#### Your instructions
Give the number of lines in the data that hold the word "full", and nothing else.
■ ■ ■ ■ ■ ■ ■
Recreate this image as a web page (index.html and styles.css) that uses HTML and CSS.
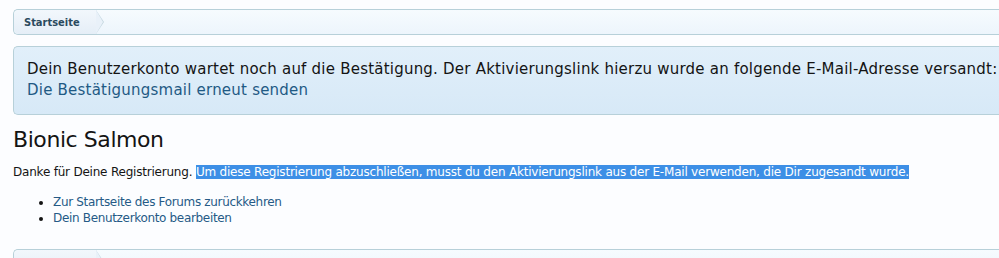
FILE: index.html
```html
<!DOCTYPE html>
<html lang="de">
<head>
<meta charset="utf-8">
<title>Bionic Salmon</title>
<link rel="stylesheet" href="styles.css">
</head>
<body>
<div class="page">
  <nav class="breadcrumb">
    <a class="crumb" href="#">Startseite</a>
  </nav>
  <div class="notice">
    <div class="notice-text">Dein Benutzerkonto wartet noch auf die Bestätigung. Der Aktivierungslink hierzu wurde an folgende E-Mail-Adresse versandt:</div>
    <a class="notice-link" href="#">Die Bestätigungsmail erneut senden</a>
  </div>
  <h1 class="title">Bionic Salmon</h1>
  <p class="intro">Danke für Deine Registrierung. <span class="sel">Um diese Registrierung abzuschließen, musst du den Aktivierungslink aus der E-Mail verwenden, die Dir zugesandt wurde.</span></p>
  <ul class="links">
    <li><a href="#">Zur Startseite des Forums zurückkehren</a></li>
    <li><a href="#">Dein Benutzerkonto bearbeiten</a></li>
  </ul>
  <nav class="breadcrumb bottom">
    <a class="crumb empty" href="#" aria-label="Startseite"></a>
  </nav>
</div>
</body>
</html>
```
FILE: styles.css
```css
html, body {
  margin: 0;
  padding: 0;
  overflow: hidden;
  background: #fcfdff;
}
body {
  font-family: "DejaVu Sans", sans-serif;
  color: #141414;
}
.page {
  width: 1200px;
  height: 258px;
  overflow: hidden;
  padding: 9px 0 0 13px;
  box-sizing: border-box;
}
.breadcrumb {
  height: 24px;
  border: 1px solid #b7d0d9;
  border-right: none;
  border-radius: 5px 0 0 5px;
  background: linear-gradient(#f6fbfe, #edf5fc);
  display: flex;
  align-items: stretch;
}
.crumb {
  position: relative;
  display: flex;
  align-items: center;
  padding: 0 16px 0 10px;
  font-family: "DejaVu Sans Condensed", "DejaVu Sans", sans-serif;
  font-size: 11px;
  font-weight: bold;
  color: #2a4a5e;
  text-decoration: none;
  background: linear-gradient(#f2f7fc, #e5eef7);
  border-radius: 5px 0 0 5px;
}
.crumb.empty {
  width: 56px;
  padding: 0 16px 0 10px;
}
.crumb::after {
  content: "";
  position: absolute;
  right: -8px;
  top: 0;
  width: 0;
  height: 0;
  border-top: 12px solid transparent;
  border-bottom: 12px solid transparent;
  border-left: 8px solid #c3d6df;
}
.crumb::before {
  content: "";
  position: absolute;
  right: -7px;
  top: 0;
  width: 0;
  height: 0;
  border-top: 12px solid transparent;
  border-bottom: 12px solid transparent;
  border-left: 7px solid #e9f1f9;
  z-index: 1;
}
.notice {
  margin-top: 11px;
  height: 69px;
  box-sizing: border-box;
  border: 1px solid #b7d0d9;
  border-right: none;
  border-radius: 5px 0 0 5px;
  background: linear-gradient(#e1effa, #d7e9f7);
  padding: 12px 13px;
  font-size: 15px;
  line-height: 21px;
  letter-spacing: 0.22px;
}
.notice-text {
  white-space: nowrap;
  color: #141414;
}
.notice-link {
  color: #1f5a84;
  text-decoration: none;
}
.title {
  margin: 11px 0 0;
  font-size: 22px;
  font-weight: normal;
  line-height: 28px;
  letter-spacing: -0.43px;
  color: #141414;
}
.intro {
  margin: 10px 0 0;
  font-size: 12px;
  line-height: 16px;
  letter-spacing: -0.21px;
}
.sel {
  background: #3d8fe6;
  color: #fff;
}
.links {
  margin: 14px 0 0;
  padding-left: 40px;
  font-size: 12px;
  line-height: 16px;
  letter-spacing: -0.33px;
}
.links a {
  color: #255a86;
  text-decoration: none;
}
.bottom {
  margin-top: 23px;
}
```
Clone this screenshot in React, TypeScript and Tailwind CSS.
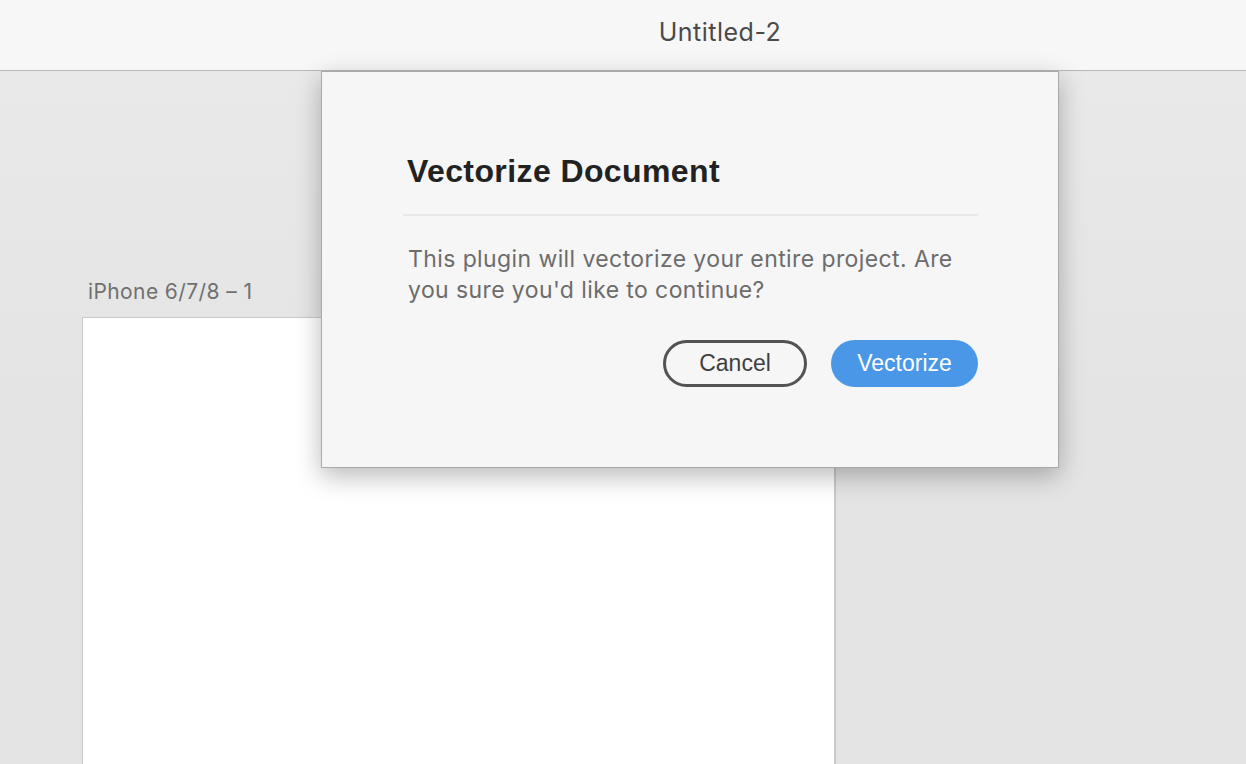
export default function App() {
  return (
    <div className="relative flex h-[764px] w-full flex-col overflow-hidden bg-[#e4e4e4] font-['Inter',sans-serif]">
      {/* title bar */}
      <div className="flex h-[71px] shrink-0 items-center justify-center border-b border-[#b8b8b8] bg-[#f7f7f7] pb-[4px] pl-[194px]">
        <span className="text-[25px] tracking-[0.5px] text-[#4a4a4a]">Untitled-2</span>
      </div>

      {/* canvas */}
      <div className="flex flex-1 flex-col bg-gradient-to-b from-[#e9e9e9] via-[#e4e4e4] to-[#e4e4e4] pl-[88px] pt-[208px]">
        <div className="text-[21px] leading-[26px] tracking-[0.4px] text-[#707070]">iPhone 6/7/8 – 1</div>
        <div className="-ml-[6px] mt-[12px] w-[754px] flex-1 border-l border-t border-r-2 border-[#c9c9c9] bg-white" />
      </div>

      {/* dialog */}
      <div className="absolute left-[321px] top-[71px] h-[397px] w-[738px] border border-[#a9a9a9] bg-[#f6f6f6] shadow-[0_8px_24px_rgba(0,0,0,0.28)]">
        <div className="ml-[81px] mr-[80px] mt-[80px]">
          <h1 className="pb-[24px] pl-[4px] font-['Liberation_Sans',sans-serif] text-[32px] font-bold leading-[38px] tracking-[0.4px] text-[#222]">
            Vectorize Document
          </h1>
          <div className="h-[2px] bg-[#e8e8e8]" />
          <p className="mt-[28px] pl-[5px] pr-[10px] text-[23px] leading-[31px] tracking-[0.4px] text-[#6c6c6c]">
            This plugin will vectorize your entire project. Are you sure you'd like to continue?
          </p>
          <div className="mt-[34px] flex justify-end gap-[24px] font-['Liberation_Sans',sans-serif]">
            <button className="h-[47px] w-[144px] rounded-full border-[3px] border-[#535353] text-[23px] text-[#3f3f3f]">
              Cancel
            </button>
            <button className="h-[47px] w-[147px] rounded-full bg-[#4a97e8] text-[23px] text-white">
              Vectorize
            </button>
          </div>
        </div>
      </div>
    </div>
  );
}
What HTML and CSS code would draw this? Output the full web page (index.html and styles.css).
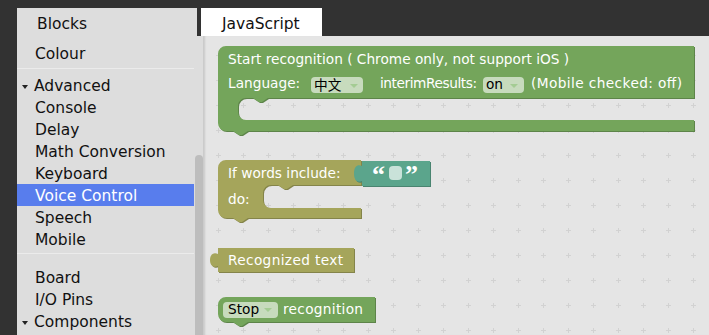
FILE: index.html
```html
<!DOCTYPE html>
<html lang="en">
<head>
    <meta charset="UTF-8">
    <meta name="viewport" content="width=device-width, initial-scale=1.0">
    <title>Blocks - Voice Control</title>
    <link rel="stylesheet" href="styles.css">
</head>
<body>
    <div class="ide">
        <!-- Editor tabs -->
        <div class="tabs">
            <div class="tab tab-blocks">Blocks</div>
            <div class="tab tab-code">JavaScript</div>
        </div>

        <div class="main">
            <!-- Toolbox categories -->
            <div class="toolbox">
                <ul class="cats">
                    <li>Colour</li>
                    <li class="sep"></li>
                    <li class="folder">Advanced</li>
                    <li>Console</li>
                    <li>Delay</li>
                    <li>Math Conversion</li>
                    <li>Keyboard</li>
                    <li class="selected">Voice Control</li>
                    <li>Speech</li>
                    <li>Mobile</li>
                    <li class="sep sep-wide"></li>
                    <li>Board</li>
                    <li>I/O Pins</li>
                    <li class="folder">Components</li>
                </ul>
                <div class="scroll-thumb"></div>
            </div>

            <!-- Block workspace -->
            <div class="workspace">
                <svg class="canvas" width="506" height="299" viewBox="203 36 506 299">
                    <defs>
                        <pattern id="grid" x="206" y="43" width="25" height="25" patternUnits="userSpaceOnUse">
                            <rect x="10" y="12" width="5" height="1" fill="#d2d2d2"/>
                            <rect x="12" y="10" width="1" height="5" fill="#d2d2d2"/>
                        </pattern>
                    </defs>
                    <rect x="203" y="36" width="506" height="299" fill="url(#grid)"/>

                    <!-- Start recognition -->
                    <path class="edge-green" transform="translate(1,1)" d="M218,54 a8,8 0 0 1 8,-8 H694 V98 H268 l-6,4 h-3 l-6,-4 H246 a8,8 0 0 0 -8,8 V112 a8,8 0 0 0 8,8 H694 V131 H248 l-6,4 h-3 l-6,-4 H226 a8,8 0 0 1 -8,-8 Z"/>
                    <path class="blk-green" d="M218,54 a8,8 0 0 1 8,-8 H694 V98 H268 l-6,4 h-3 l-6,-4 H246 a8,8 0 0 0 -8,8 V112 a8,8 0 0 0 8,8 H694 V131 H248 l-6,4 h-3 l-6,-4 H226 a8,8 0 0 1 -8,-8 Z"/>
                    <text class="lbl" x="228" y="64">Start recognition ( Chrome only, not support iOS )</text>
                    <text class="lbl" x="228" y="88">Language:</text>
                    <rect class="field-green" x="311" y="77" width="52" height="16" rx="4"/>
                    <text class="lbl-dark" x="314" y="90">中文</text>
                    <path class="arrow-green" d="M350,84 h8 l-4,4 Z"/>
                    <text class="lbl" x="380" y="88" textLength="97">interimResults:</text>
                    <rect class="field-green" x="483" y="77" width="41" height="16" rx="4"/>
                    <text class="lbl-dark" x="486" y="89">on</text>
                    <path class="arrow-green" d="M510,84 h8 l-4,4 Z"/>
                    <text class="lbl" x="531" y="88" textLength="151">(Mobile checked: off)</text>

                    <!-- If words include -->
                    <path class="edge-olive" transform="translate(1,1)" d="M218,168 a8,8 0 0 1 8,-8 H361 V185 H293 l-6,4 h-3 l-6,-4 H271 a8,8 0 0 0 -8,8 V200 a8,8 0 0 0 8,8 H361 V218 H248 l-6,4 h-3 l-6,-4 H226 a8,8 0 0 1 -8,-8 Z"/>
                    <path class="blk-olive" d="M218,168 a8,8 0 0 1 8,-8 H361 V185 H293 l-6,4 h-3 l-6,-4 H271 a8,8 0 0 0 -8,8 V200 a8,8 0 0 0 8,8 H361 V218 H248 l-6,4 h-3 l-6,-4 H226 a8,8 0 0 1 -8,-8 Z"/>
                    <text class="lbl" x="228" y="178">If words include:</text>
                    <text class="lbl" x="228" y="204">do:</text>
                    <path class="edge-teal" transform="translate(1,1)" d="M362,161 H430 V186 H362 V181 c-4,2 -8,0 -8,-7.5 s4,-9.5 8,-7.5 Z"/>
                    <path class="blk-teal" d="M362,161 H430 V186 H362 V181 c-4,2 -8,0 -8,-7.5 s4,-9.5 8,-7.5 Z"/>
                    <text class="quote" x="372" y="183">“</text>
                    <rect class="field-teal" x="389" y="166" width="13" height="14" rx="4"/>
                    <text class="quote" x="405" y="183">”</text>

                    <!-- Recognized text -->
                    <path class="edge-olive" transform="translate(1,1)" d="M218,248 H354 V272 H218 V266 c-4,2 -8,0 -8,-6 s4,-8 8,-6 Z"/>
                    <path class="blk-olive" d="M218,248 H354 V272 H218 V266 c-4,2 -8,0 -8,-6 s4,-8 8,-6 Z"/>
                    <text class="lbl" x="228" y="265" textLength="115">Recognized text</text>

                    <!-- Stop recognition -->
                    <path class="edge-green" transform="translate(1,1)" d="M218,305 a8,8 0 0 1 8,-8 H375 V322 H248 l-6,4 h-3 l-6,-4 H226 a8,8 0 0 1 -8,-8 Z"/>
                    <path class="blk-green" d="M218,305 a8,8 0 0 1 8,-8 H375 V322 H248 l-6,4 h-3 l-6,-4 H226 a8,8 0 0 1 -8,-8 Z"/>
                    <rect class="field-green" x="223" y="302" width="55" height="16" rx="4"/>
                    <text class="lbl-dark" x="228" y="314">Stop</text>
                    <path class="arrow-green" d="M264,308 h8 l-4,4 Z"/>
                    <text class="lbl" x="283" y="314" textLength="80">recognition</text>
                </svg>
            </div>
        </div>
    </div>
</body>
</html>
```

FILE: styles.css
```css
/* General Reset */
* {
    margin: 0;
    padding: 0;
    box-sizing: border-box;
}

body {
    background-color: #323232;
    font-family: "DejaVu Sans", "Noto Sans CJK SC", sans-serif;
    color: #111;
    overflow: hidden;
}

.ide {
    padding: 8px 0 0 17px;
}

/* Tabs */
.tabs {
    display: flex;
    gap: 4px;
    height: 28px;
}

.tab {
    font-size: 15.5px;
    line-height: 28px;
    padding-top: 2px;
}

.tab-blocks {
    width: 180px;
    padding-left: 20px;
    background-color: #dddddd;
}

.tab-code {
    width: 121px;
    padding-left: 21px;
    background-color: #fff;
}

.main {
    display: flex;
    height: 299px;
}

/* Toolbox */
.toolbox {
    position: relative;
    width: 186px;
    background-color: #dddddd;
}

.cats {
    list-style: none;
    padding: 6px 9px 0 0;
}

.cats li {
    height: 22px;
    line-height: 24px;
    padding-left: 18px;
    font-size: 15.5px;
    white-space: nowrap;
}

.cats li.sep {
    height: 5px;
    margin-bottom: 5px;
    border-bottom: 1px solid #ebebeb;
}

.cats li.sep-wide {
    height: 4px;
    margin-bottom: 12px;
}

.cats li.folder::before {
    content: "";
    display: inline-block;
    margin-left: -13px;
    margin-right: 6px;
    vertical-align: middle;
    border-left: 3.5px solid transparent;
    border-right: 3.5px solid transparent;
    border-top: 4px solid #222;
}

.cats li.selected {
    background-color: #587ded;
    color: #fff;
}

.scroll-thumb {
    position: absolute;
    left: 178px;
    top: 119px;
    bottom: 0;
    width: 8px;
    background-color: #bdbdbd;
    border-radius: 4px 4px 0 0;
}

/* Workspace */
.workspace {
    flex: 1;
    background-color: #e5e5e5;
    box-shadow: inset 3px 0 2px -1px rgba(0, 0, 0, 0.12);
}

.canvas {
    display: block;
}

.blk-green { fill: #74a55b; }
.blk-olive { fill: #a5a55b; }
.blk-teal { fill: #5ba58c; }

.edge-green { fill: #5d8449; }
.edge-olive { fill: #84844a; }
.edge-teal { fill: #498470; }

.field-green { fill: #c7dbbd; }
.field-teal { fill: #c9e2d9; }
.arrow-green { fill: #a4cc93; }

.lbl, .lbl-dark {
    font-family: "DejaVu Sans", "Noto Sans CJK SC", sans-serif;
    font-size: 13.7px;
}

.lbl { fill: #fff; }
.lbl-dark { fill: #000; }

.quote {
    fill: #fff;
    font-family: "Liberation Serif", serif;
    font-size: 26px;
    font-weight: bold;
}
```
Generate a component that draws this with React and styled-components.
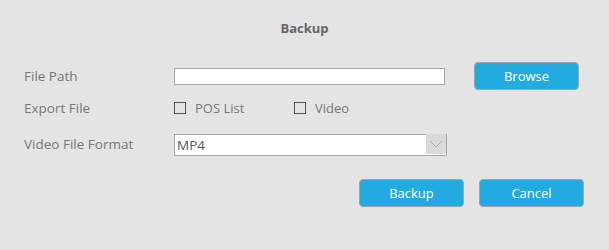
■ ■ ■ ■ ■ ■ ■
#### Exercise solution
4